RECORDED DATA
━━━━━━

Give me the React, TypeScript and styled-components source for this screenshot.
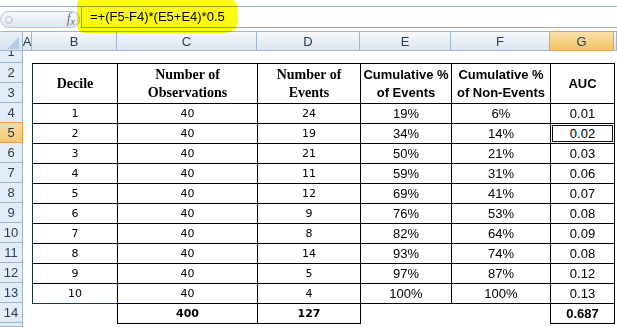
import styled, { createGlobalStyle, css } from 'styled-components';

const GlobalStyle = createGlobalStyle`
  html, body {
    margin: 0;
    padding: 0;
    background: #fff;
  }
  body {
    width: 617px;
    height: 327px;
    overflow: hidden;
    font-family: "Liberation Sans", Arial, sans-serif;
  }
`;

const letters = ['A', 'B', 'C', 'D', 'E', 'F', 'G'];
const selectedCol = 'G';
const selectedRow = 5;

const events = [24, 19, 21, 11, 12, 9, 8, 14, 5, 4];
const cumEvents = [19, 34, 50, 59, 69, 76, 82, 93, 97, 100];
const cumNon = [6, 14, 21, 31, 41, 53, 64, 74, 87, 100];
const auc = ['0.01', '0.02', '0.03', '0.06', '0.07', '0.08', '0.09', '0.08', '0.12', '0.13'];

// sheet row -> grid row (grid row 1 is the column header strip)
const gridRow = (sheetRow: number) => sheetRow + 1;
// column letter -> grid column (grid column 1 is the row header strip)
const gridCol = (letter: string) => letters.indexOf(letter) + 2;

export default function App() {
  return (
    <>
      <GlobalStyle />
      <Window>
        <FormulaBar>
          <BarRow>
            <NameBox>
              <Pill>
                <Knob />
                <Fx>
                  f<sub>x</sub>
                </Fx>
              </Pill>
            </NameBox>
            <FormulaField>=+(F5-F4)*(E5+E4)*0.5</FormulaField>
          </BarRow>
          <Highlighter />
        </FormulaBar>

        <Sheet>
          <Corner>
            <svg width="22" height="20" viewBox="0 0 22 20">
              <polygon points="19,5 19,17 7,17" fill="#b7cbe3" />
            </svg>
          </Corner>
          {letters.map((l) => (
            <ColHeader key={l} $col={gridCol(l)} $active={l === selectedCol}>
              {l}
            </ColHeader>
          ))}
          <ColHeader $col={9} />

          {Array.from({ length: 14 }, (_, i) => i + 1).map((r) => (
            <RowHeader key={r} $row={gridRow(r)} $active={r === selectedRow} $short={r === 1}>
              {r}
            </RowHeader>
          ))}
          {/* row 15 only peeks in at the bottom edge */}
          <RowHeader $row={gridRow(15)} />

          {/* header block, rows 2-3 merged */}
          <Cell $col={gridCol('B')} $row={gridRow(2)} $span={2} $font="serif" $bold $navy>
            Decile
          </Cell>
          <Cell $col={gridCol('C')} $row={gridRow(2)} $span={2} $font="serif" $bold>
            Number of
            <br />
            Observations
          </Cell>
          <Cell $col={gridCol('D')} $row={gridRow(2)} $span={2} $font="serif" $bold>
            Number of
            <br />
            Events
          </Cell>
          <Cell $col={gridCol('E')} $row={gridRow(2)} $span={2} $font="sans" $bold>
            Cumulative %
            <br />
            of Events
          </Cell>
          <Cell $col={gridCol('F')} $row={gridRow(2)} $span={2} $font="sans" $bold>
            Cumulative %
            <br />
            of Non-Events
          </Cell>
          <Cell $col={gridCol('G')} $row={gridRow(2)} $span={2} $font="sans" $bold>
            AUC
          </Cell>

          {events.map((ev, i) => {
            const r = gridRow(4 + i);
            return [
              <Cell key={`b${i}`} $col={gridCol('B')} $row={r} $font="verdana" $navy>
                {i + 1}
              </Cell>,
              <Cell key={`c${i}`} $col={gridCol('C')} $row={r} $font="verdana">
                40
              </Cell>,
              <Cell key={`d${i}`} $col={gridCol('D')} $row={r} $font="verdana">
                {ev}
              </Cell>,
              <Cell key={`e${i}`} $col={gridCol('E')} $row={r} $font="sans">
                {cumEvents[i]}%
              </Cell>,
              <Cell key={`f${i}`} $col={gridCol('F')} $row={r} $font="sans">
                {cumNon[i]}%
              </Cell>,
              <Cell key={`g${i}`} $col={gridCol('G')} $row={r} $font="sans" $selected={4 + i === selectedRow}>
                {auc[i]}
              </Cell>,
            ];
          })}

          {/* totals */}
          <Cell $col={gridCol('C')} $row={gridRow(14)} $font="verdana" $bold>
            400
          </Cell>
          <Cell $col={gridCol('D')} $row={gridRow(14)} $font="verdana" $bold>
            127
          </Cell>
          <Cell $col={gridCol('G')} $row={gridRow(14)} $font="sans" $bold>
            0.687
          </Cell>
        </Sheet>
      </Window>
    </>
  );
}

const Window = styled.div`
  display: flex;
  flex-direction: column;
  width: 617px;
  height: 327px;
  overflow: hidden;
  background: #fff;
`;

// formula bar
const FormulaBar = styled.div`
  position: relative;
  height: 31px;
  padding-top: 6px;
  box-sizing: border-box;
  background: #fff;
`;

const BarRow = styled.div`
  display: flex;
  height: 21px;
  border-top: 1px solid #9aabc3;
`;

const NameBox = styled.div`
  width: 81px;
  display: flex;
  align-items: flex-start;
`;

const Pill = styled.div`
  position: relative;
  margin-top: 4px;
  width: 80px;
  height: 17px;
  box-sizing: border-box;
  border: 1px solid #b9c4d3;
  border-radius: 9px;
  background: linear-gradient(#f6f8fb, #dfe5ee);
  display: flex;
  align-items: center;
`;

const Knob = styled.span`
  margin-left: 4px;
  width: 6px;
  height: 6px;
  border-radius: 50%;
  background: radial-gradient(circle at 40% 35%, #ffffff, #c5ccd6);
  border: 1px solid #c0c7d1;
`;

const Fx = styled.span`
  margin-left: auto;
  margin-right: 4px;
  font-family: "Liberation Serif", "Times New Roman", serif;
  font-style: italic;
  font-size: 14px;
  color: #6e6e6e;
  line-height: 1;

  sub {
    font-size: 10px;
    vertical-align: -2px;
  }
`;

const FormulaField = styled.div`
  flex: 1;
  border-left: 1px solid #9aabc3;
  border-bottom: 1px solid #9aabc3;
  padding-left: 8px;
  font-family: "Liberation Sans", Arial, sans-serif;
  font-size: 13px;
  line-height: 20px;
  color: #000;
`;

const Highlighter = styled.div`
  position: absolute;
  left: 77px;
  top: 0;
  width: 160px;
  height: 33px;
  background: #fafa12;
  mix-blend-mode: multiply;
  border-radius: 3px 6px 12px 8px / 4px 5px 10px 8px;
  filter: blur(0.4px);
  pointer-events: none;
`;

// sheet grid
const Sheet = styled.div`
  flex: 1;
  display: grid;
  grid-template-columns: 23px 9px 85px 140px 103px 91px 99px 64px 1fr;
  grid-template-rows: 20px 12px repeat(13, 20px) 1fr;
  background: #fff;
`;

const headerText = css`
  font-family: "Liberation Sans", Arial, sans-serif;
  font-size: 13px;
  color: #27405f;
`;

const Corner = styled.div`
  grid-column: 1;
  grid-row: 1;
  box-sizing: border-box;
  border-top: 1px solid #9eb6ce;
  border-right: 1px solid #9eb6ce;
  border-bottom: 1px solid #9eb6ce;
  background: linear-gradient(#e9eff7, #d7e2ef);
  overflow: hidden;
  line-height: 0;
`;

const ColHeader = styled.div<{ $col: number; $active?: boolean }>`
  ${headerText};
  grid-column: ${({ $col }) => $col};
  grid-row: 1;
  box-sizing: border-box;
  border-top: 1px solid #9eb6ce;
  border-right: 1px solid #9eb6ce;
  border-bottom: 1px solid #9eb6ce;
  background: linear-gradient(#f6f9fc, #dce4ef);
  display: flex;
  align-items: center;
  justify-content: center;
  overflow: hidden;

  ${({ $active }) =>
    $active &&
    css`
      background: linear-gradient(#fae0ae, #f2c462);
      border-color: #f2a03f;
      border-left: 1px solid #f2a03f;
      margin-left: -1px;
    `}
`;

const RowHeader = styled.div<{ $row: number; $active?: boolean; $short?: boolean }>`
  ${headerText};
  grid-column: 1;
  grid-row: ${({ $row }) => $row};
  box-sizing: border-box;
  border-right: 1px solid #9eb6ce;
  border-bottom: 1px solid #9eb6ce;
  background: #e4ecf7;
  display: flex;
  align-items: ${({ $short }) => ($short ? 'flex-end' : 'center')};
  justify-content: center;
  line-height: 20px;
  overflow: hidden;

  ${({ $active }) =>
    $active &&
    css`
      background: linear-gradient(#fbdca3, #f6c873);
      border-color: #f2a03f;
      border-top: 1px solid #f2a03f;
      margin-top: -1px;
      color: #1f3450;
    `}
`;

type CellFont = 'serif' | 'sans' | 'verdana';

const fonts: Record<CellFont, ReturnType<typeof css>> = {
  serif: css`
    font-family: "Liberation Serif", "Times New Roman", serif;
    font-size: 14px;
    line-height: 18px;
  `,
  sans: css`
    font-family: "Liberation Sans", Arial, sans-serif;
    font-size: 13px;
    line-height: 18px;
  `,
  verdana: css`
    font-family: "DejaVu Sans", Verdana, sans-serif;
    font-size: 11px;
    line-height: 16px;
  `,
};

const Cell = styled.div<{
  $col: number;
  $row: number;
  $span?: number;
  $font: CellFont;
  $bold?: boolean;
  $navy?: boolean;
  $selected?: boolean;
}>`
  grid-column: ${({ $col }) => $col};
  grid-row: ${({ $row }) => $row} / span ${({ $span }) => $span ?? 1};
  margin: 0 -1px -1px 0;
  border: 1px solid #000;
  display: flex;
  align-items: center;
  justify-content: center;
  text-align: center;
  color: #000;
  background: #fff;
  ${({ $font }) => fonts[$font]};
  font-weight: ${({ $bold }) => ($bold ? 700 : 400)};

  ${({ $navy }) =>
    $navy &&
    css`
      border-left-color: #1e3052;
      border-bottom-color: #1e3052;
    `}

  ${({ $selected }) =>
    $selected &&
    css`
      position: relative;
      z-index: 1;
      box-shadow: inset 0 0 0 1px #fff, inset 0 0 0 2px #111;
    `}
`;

━━━━━━

YOUR TASK
Write down every line from the opening of the listing to the line with "const gridCol = (letter: string)", both included, and nothing else; the pictures are omitted.

COMPLETE RESPONSE
Give me the React, TypeScript and styled-components source for this screenshot.
import styled, { createGlobalStyle, css } from 'styled-components';

const GlobalStyle = createGlobalStyle`
  html, body {
    margin: 0;
    padding: 0;
    background: #fff;
  }
  body {
    width: 617px;
    height: 327px;
    overflow: hidden;
    font-family: "Liberation Sans", Arial, sans-serif;
  }
`;

const letters = ['A', 'B', 'C', 'D', 'E', 'F', 'G'];
const selectedCol = 'G';
const selectedRow = 5;

const events = [24, 19, 21, 11, 12, 9, 8, 14, 5, 4];
const cumEvents = [19, 34, 50, 59, 69, 76, 82, 93, 97, 100];
const cumNon = [6, 14, 21, 31, 41, 53, 64, 74, 87, 100];
const auc = ['0.01', '0.02', '0.03', '0.06', '0.07', '0.08', '0.09', '0.08', '0.12', '0.13'];

// sheet row -> grid row (grid row 1 is the column header strip)
const gridRow = (sheetRow: number) => sheetRow + 1;
// column letter -> grid column (grid column 1 is the row header strip)
const gridCol = (letter: string) => letters.indexOf(letter) + 2;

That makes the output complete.